The disclosures related to 408()(2) are really just a precursor to the next step: the imposition of the prohibited transaction taxes and penalties related to compensation which fails to meet those standards.  It looks like the regs have the effect of shifting the application of the rules related to the "amount involved" in the transaction a bit. The "amount involved" in the transaction is the amount upon which the prohibited transaction taxes and penalties will be assessed.

Well prior to the new 408(b)(2) regulation, the DOL had developed guidance on the application of the prohibited transaction penalties. Compensation would be subject to penalty to the extentt that it was not reasonable. This meant that the penalties and taxes (the two are coordinated by the IRS and the DOL) only applied to the amounts above what would be a reasonable amount. (By the way, if you are looking for the manner in which to compute the correction and penalty amounts, you will need to reference the Tax Code-including the  tax rules governing foundations under 53.4941(e)).

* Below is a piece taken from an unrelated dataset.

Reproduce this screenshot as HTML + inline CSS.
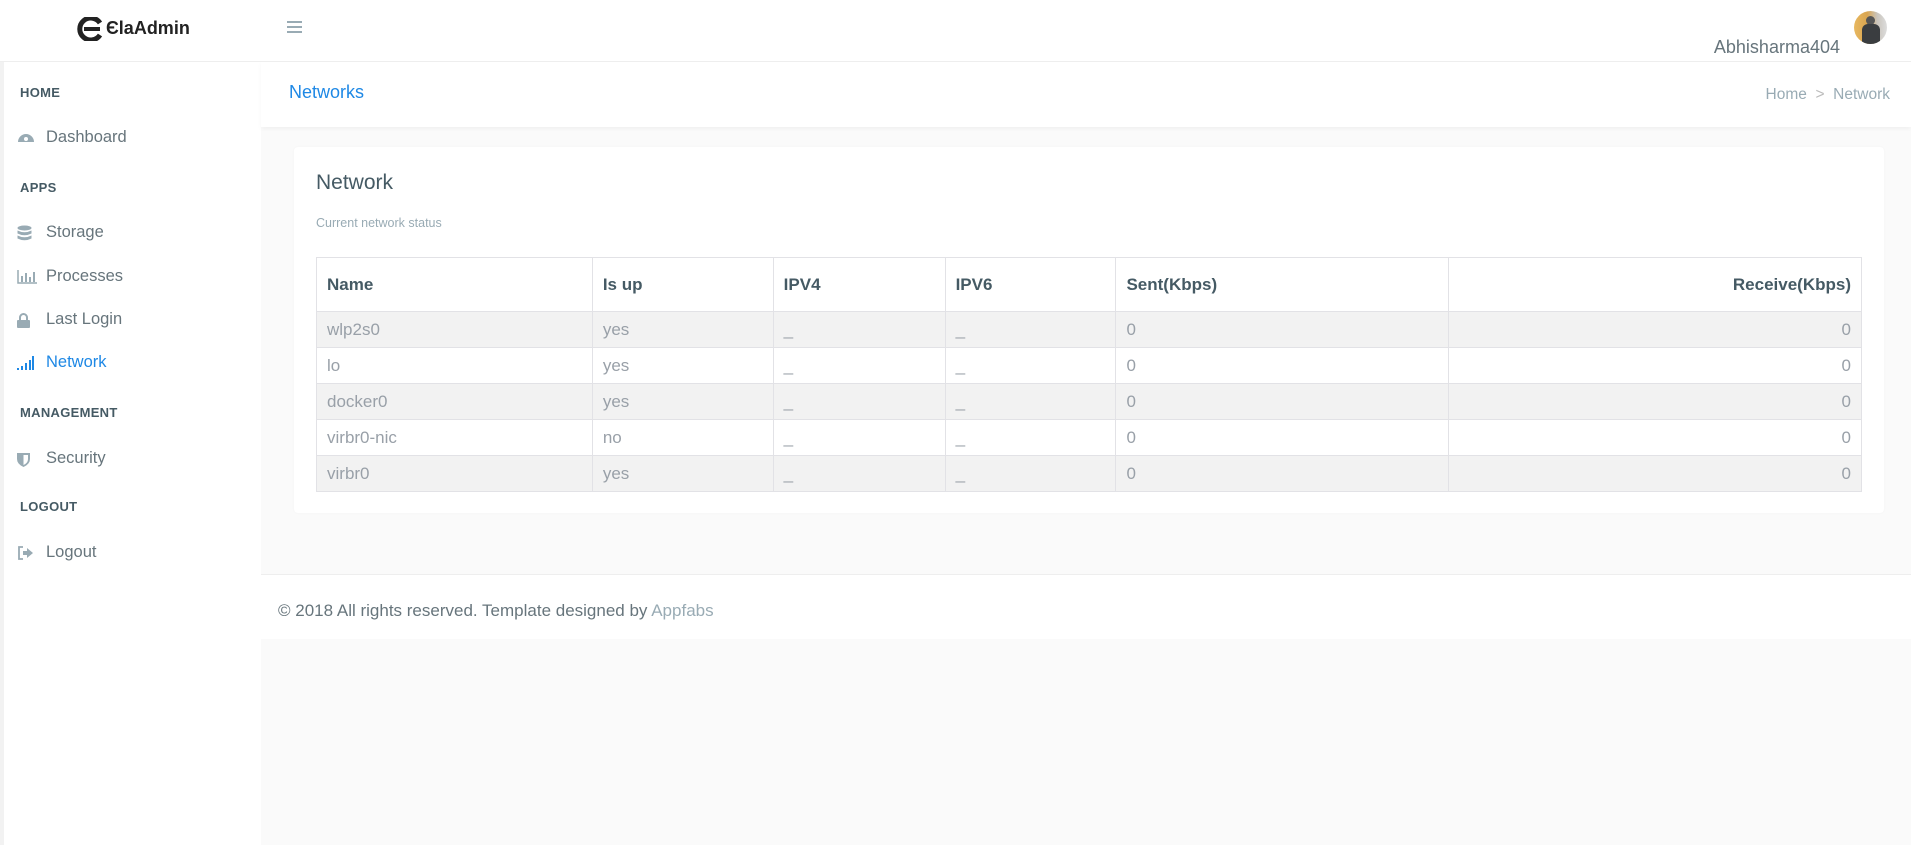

What the new disclosure rules have done is establish the principal that ANY compensation for which proper disclosure has not  been made will not be considered reasonable. This means the "amount involved in the transaction" will be the entire amount of the improperly (or non) disclosed compensation.  The "to the extent" rule will then only apply to that compensation which has been properly disclosed but is unreasonable.

The application of the PT rules like these tend toward the  arcane, but will now become a central part of the service provider’s life.